Depending on how this and the preceding questions are answered, a president might be able to make a batch of nominations to, say, the next ten or twenty associate-justice vacancies that will occur, have a compliant Senate confirm those nominations, and then make prospective appointments that will spring into operation over a course of many years, with the appointed individuals filling new vacancies as associated justices whenever such vacancies arise.

6. If the OLC opinion is correct and Biden could make a prospective appointment of Jackson, how must such an appointment be worded?

As I have noted, when the president uses the conventional language of the judicial commission, he states that he thereby “authorize[s] and empower[]” the appointed judge “to execute and fulfil the duties” of the judicial office. Without some amendment, such language in a commission making a prospective appointment would seem to be lie and thus a nullity.

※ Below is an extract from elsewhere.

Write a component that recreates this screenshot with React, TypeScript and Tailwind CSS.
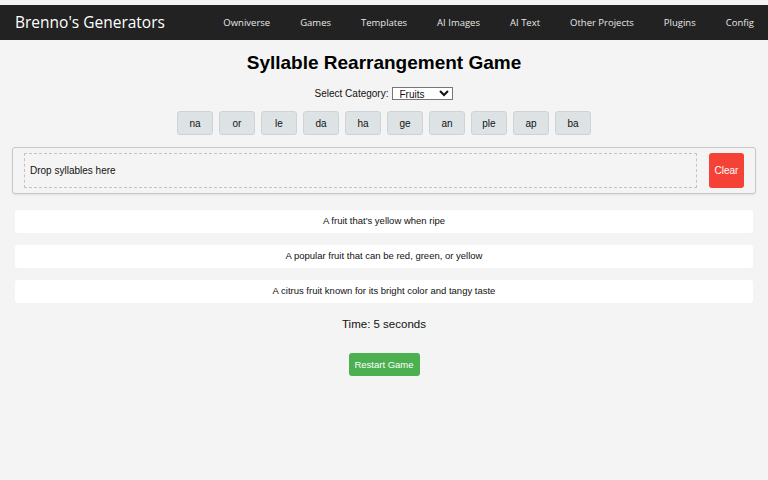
import { useState } from "react";

const links = ["Owniverse", "Games", "Templates", "AI Images", "AI Text", "Other Projects", "Plugins", "Config"];
const syllables = ["na", "or", "le", "da", "ha", "ge", "an", "ple", "ap", "ba"];
const clues = [
  "A fruit that's yellow when ripe",
  "A popular fruit that can be red, green, or yellow",
  "A citrus fruit known for its bright color and tangy taste",
];

export default function App() {
  const [category, setCategory] = useState("Fruits");

  return (
    <div className="min-h-[480px] bg-[#f4f4f4] pt-[5px] font-['Liberation_Sans',Arial,sans-serif] text-[#111]">
      <nav className="flex h-[35px] items-center justify-between bg-[#222] pl-[15px] pr-[14px] pt-[1px] font-['Open_Sans',sans-serif] text-white">
        <span className="text-[15.5px]">Brenno's Generators</span>
        <ul className="flex gap-[30px] text-[9.5px] text-[#e8e8e8]">
          {links.map((l) => (
            <li key={l}>{l}</li>
          ))}
        </ul>
      </nav>

      <h1 className="mt-[12px] text-center text-[19px] font-bold leading-[22px] text-black">Syllable Rearrangement Game</h1>

      <div className="mt-[12px] flex items-center justify-center gap-1 text-[10px]">
        <label>Select Category:</label>
        <select
          value={category}
          onChange={(e) => setCategory(e.target.value)}
          className="h-[13px] w-[61px] border border-[#767676] bg-white pl-[2px] text-[10px] leading-none"
        >
          <option>Fruits</option>
          <option>Animals</option>
          <option>Colors</option>
        </select>
      </div>

      <div className="mt-[10px] flex justify-center gap-[6px]">
        {syllables.map((s) => (
          <div
            key={s}
            className="flex h-[24px] w-[36px] items-center justify-center rounded-[3px] border border-[#ccd4d7] bg-[#dde3e5] text-[10px]"
          >
            {s}
          </div>
        ))}
      </div>

      <div className="mx-[12px] mt-[12px] flex h-[47px] items-center gap-[12px] rounded-[3px] border border-[#c8c8c8] px-[11px] shadow-[0_1px_2px_rgba(0,0,0,0.08)]">
        <div className="flex h-[35px] flex-1 items-center border border-dashed border-[#c4c4c4] pl-[5px] text-[10px]">
          Drop syllables here
        </div>
        <button className="h-[35px] w-[35px] rounded-[3px] bg-[#f44336] text-[10px] text-white">Clear</button>
      </div>

      <div className="mx-[15px] mt-[16px] flex flex-col gap-[12px]">
        {clues.map((c) => (
          <div key={c} className="flex h-[23px] items-center justify-center rounded-[3px] bg-white text-[9.5px]">
            {c}
          </div>
        ))}
      </div>

      <p className="mt-[13px] text-center text-[11.5px]">Time: 5 seconds</p>

      <div className="mt-[20px] flex justify-center">
        <button className="h-[23px] w-[71px] rounded-[3px] bg-[#4caf50] text-[9.5px] text-white">Restart Game</button>
      </div>
    </div>
  );
}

According to the 1968 OLC opinion, President Grant’s commission of Edwin M. Stanton on December 20, 1869, specified that it would “take effect on or after February 1 [1870],” the date on which Justice Grier’s resignation would take effect, and President Harding’s commission on September 5, 1922, of George Sutherland to replace Justice Clarke likewise stated “commencing September 18, 1922,” the date on which Clarke’s resignation would take effect.

What does the commission that Biden has apparently issued Jackson actually say? And if it doesn’t similarly specify that it takes effect only upon Breyer’s retirement (or on a specific date that ends up being after Breyer’s retirement), is it nonetheless somehow valid?

*  *  *

As I have previously explained, it appears that Biden resorted to a prospective appointment of Jackson in order to try to foreclose the farfetched possibility that the Senate might somehow adopt a motion to reconsider its confirmation of Jackson. When Breyer does retire, Biden should issue Jackson a second commission in order to eliminate any question over the legitimacy of her appointment as an associate justice.